In my signature should appear a picture of Jasper! I was getting him from my cousin's teacher to be friend with Kenya but she passed away before Jasper ever got to my house, which was probably a good thing they were never in the house at the same time.
Jasper is a very handsome, sweet, pink-eyed white boy. He's about 4 weeks old and my cousin is asking her teacher about his actual birthday.
He's pretty active and was climbing all around his cage this morning and already using the hammock in there!!! (big news, as Skye and Kenya together never used their hammock except for about 3 times over a 3 week period)
I fixed up the cage really nice for him so he has an igloo, tube, brand new food bowl and litter pan!
He's a bit scared of me still, I think, but so far he hasnt ran from my hand and he's more beautiful than I ever thought a PEW male rat could be.
I named him Jasper, becuase he's completely white, and Jasper is the name of my favorite vampire from my favorite vampire book, haha (the paleness = the white fur, get it?)
Soon, I know I'll work on getting him a play mate, but I need to secure a quarintine cage first. Anyway, there's my brand new rattie (and Ill get more pictures soon, Im sure) He's so sweet!


----------



## AustinXAPMX3 (Oct 23, 2007)

Hes really cute, im sorry he never got to know Kenya. Ya work on getting him a play mate.
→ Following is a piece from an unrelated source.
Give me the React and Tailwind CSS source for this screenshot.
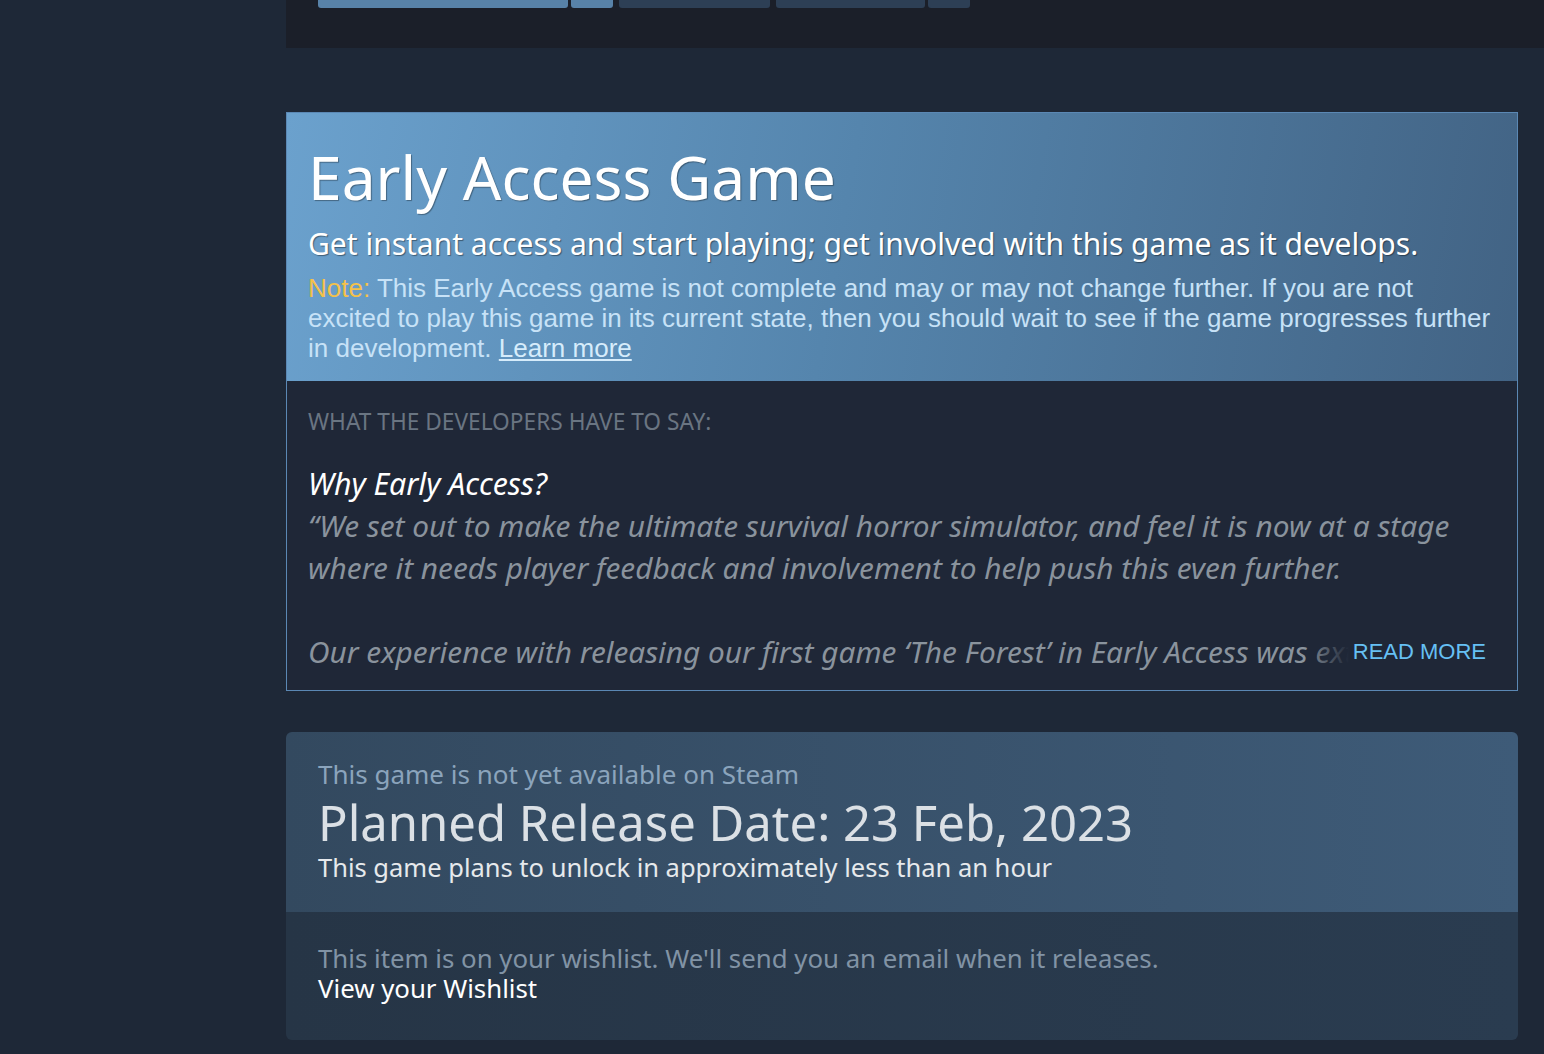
const tabs = [
  { w: "w-[250px]", active: true },
  { w: "w-[42px]", active: true },
  { w: "w-[151px]", active: false },
  { w: "w-[149px]", active: false },
  { w: "w-[42px]", active: false },
];

export default function App() {
  return (
    <div className="min-h-screen bg-[#1e2837] pl-[286px] font-['Noto_Sans',sans-serif]">
      {/* ── TOP STRIP ── */}
      <div className="h-[48px] bg-[#1b1f29] pl-[32px] flex items-start">
        {tabs.map((t, i) => (
          <div
            key={i}
            className={`h-[8px] rounded-b-[3px] ${t.w} ${
              t.active ? "bg-[#5882a8]" : "bg-[#2d3f55]"
            } ${i === 1 || i === 4 ? "ml-[3px]" : i === 0 ? "" : "ml-[6px]"}`}
          />
        ))}
      </div>

      <div className="mr-[26px] mt-[64px]">
        {/* ── EARLY ACCESS ── */}
        <div className="border border-[#5b88b4]">
          <div className="bg-[linear-gradient(100deg,#6ba1cd_0%,#5585ad_45%,#426384_100%)] px-[21px] pt-[34px] pb-[18px]">
            <h1 className="text-[60.5px] leading-[60px] text-white [text-shadow:1px_1px_1px_rgba(0,0,0,0.35)]">
              Early Access Game
            </h1>
            <p className="mt-[20px] text-[30px] leading-[34px] text-white whitespace-nowrap [text-shadow:1px_1px_1px_rgba(0,0,0,0.4)]">
              Get instant access and start playing; get involved with this game as it develops.
            </p>
            <p className="mt-[12px] font-['Liberation_Sans',Arial,sans-serif] text-[26px] leading-[30px] text-[#c7e2f7] whitespace-nowrap">
              <span className="text-[#f4c14a]">Note:</span> This Early Access game is not complete and may or may not change further. If you are not
              <br />
              excited to play this game in its current state, then you should wait to see if the game progresses further
              <br />
              in development.{" "}
              <a className="underline text-[#d6ecfb]">Learn more</a>
            </p>
          </div>

          <div className="relative h-[309px] overflow-hidden bg-[#1f2737] px-[21px] pt-[26px]">
            <p className="text-[22.7px] leading-[30px] uppercase text-[#6a7582]">
              What the developers have to say:
            </p>
            <h3 className="mt-[26px] text-[30.3px] leading-[42px] italic text-white">
              Why Early Access?
            </h3>
            <p className="text-[29.8px] leading-[42px] italic text-[#8a939d]">
              “We set out to make the ultimate survival horror simulator, and feel it is now at a stage where it needs player feedback and involvement to help push this even further.
            </p>
            <p className="mt-[42px] text-[29.8px] leading-[42px] italic text-[#8a939d] whitespace-nowrap">
              Our experience with releasing our first game ‘The Forest’ in Early Access was extremely positive and helped shape it into a much better game.
            </p>

            <div className="absolute right-0 bottom-[17px] h-[42px] flex items-center pl-[48px] pr-[31px] bg-[linear-gradient(to_right,rgba(31,39,55,0),#1f2737_44px)]">
              <a className="font-['Liberation_Sans',Arial,sans-serif] text-[22px] leading-[30px] text-[#66c0f4]">
                READ MORE
              </a>
            </div>
          </div>
        </div>

        {/* ── RELEASE DATE ── */}
        <div className="mt-[41px] rounded-[6px] overflow-hidden">
          <div className="bg-[linear-gradient(to_right,#33495f,#3e5b78)] px-[32px] pt-[25px] pb-[28px]">
            <p className="text-[26px] leading-[34px] text-[#8ba4bc]">
              This game is not yet available on Steam
            </p>
            <h2 className="mt-[3px] text-[49px] leading-[56px] text-[#dbe0e5]">
              Planned Release Date: 23 Feb, 2023
            </h2>
            <p className="text-[25.5px] leading-[34px] text-[#e6e9ec]">
              This game plans to unlock in approximately less than an hour
            </p>
          </div>
          <div className="bg-[linear-gradient(to_right,#263546,#2a3c50)] px-[32px] pt-[31px] pb-[37px]">
            <p className="text-[25.8px] leading-[30px] text-[#8193a5]">
              This item is on your wishlist. We'll send you an email when it releases.
            </p>
            <a className="block text-[25.8px] leading-[30px] text-white">
              View your Wishlist
            </a>
          </div>
        </div>
      </div>
    </div>
  );
}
I love his name.


----------



## rat_ratscal (Sep 23, 2007)

jasper is also a type of stone which im pretty sure is red (red eyes, red stone)


----------



## Trika (Oct 25, 2007)

what an adorable name


----------



## Akiko (Oct 10, 2007)

http://www.youtube.com/watch?v=mV_ST29jaYk
There, a video of my adorable lil rattie ^-^
If my cousin's teacher lets her take him, Ill be getting Jasper's brother tomorrow


----------